■ THE PROBLEM:
Return all the entries exactly, keeping pictures out.

— start of DATA PROVIDED —

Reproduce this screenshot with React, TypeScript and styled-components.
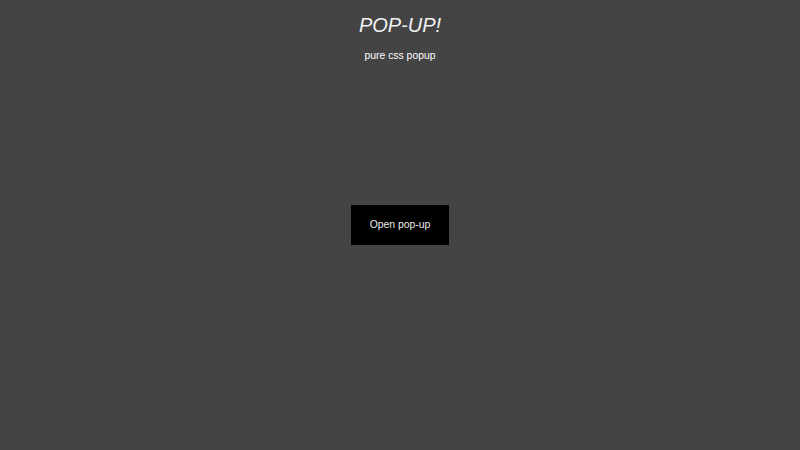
import React from "react";
import styled, { createGlobalStyle } from "styled-components";

const Global = createGlobalStyle`
  html, body { margin: 0; padding: 0; background: #444444; }
  body { font-family: "Liberation Sans", Arial, sans-serif; }
`;

const Page = styled.div`
  height: 100vh;
  display: grid;
  grid-template-rows: 1fr auto 1fr;
  justify-items: center;
`;

const Header = styled.header`
  align-self: start;
  display: flex;
  flex-direction: column;
  align-items: center;
  padding-top: 13px;
`;

const Title = styled.h1`
  margin: 0;
  font-size: 20px;
  line-height: 24px;
  font-style: italic;
  font-weight: normal;
  color: #f2f2f2;
`;

const Subtitle = styled.p`
  margin: 13px 0 0;
  font-size: 10.4px;
  line-height: 12px;
  color: #ffffff;
`;

const OpenButton = styled.button`
  width: 98px;
  height: 40px;
  display: flex;
  align-items: center;
  justify-content: center;
  border: none;
  background: #000000;
  color: #ececec;
  font-family: "Liberation Sans", Arial, sans-serif;
  font-size: 10.4px;
  line-height: 12px;
  padding: 0;
  cursor: pointer;
`;

export default function App() {
  return (
    <>
      <Global />
      <Page>
        <Header>
          <Title>POP-UP!</Title>
          <Subtitle>pure css popup</Subtitle>
        </Header>
        <OpenButton>Open pop-up</OpenButton>
        <div />
      </Page>
    </>
  );
}
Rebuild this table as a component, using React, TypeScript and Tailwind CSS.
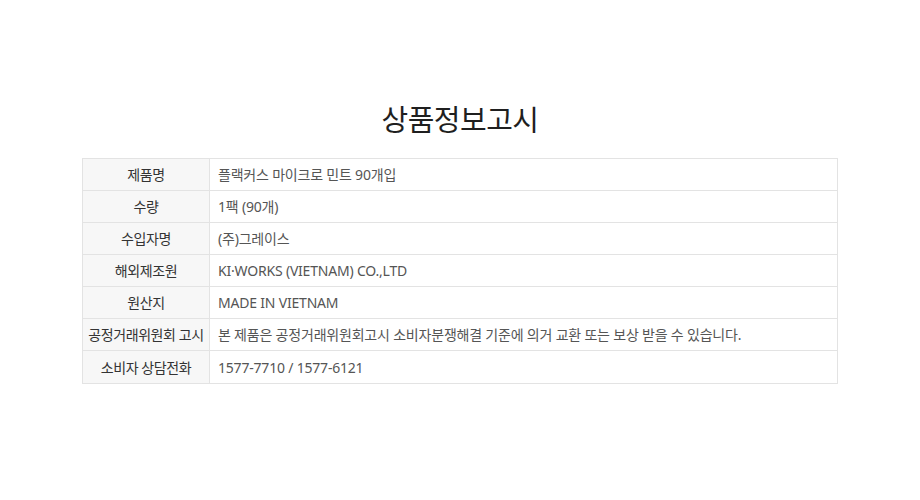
import React from 'react';

const rows: [string, string][] = [
  ['제품명', '플랙커스 마이크로 민트 90개입'],
  ['수량', '1팩 (90개)'],
  ['수입자명', '(주)그레이스'],
  ['해외제조원', 'KI·WORKS (VIETNAM) CO.,LTD'],
  ['원산지', 'MADE IN VIETNAM'],
  ['공정거래위원회 고시', '본 제품은 공정거래위원회고시 소비자분쟁해결 기준에 의거 교환 또는 보상 받을 수 있습니다.'],
  ['소비자 상담전화', '1577-7710 / 1577-6121'],
];

const App: React.FC = () => {
  return (
    <div
      className="w-[920px] h-[500px] bg-white pt-[100px]"
      style={{ fontFamily: '"Noto Sans", "Noto Sans CJK KR", sans-serif' }}
    >
      <h1 className="text-center text-[29px] leading-[40px] font-normal text-[#1f1f1f] tracking-[-0.5px]">
        상품정보고시
      </h1>

      {/* 정보 테이블 */}
      <div className="mx-[82px] mt-[18px] border border-[#e3e3e3]">
        {rows.map(([label, value], i) => (
          <div
            key={label}
            className={`flex h-[32px] ${i < rows.length - 1 ? 'border-b border-[#e3e3e3]' : ''}`}
          >
            <div className="w-[127px] shrink-0 flex items-center justify-center bg-[#f7f7f7] border-r border-[#e3e3e3] text-[14px] text-[#333] tracking-[-0.4px]">
              {label}
            </div>
            <div className="flex items-center pl-[8px] text-[14px] text-[#555] tracking-[-0.2px]">
              {value}
            </div>
          </div>
        ))}
      </div>
    </div>
  );
};

export default App;
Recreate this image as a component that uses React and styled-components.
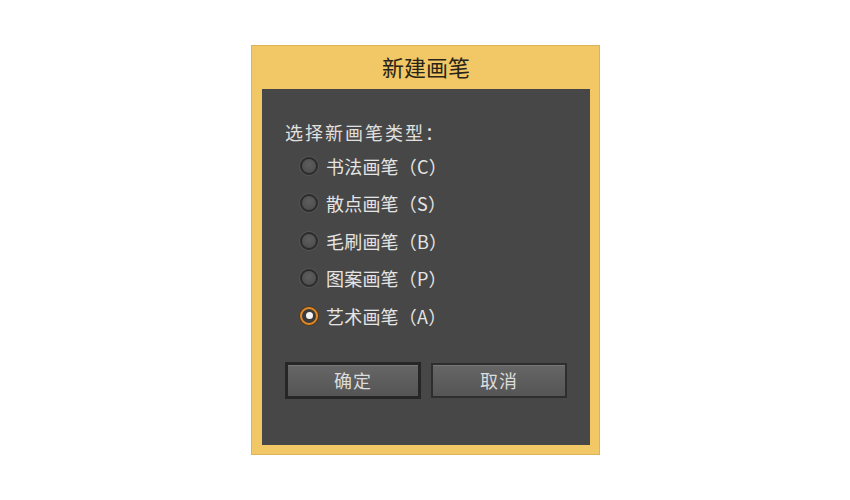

— end of DATA PROVIDED —

■ RIGHT ANSWER:
Reproduce this screenshot with React, TypeScript and styled-components.
import React from "react";
import styled, { createGlobalStyle } from "styled-components";

const Global = createGlobalStyle`
  html, body { margin: 0; padding: 0; background: #444444; }
  body { font-family: "Liberation Sans", Arial, sans-serif; }
`;

const Page = styled.div`
  height: 100vh;
  display: grid;
  grid-template-rows: 1fr auto 1fr;
  justify-items: center;
`;

const Header = styled.header`
  align-self: start;
  display: flex;
  flex-direction: column;
  align-items: center;
  padding-top: 13px;
`;

const Title = styled.h1`
  margin: 0;
  font-size: 20px;
  line-height: 24px;
  font-style: italic;
  font-weight: normal;
  color: #f2f2f2;
`;

const Subtitle = styled.p`
  margin: 13px 0 0;
  font-size: 10.4px;
  line-height: 12px;
  color: #ffffff;
`;

const OpenButton = styled.button`
  width: 98px;
  height: 40px;
  display: flex;
  align-items: center;
  justify-content: center;
  border: none;
  background: #000000;
  color: #ececec;
  font-family: "Liberation Sans", Arial, sans-serif;
  font-size: 10.4px;
  line-height: 12px;
  padding: 0;
  cursor: pointer;
`;

export default function App() {
  return (
    <>
      <Global />
      <Page>
        <Header>
          <Title>POP-UP!</Title>
          <Subtitle>pure css popup</Subtitle>
        </Header>
        <OpenButton>Open pop-up</OpenButton>
        <div />
      </Page>
    </>
  );
}
Rebuild this table as a component, using React, TypeScript and Tailwind CSS.
import React from 'react';

const rows: [string, string][] = [
  ['제품명', '플랙커스 마이크로 민트 90개입'],
  ['수량', '1팩 (90개)'],
  ['수입자명', '(주)그레이스'],
  ['해외제조원', 'KI·WORKS (VIETNAM) CO.,LTD'],
  ['원산지', 'MADE IN VIETNAM'],
  ['공정거래위원회 고시', '본 제품은 공정거래위원회고시 소비자분쟁해결 기준에 의거 교환 또는 보상 받을 수 있습니다.'],
  ['소비자 상담전화', '1577-7710 / 1577-6121'],
];

const App: React.FC = () => {
  return (
    <div
      className="w-[920px] h-[500px] bg-white pt-[100px]"
      style={{ fontFamily: '"Noto Sans", "Noto Sans CJK KR", sans-serif' }}
    >
      <h1 className="text-center text-[29px] leading-[40px] font-normal text-[#1f1f1f] tracking-[-0.5px]">
        상품정보고시
      </h1>

      {/* 정보 테이블 */}
      <div className="mx-[82px] mt-[18px] border border-[#e3e3e3]">
        {rows.map(([label, value], i) => (
          <div
            key={label}
            className={`flex h-[32px] ${i < rows.length - 1 ? 'border-b border-[#e3e3e3]' : ''}`}
          >
            <div className="w-[127px] shrink-0 flex items-center justify-center bg-[#f7f7f7] border-r border-[#e3e3e3] text-[14px] text-[#333] tracking-[-0.4px]">
              {label}
            </div>
            <div className="flex items-center pl-[8px] text-[14px] text-[#555] tracking-[-0.2px]">
              {value}
            </div>
          </div>
        ))}
      </div>
    </div>
  );
};

export default App;
Recreate this image as a component that uses React and styled-components.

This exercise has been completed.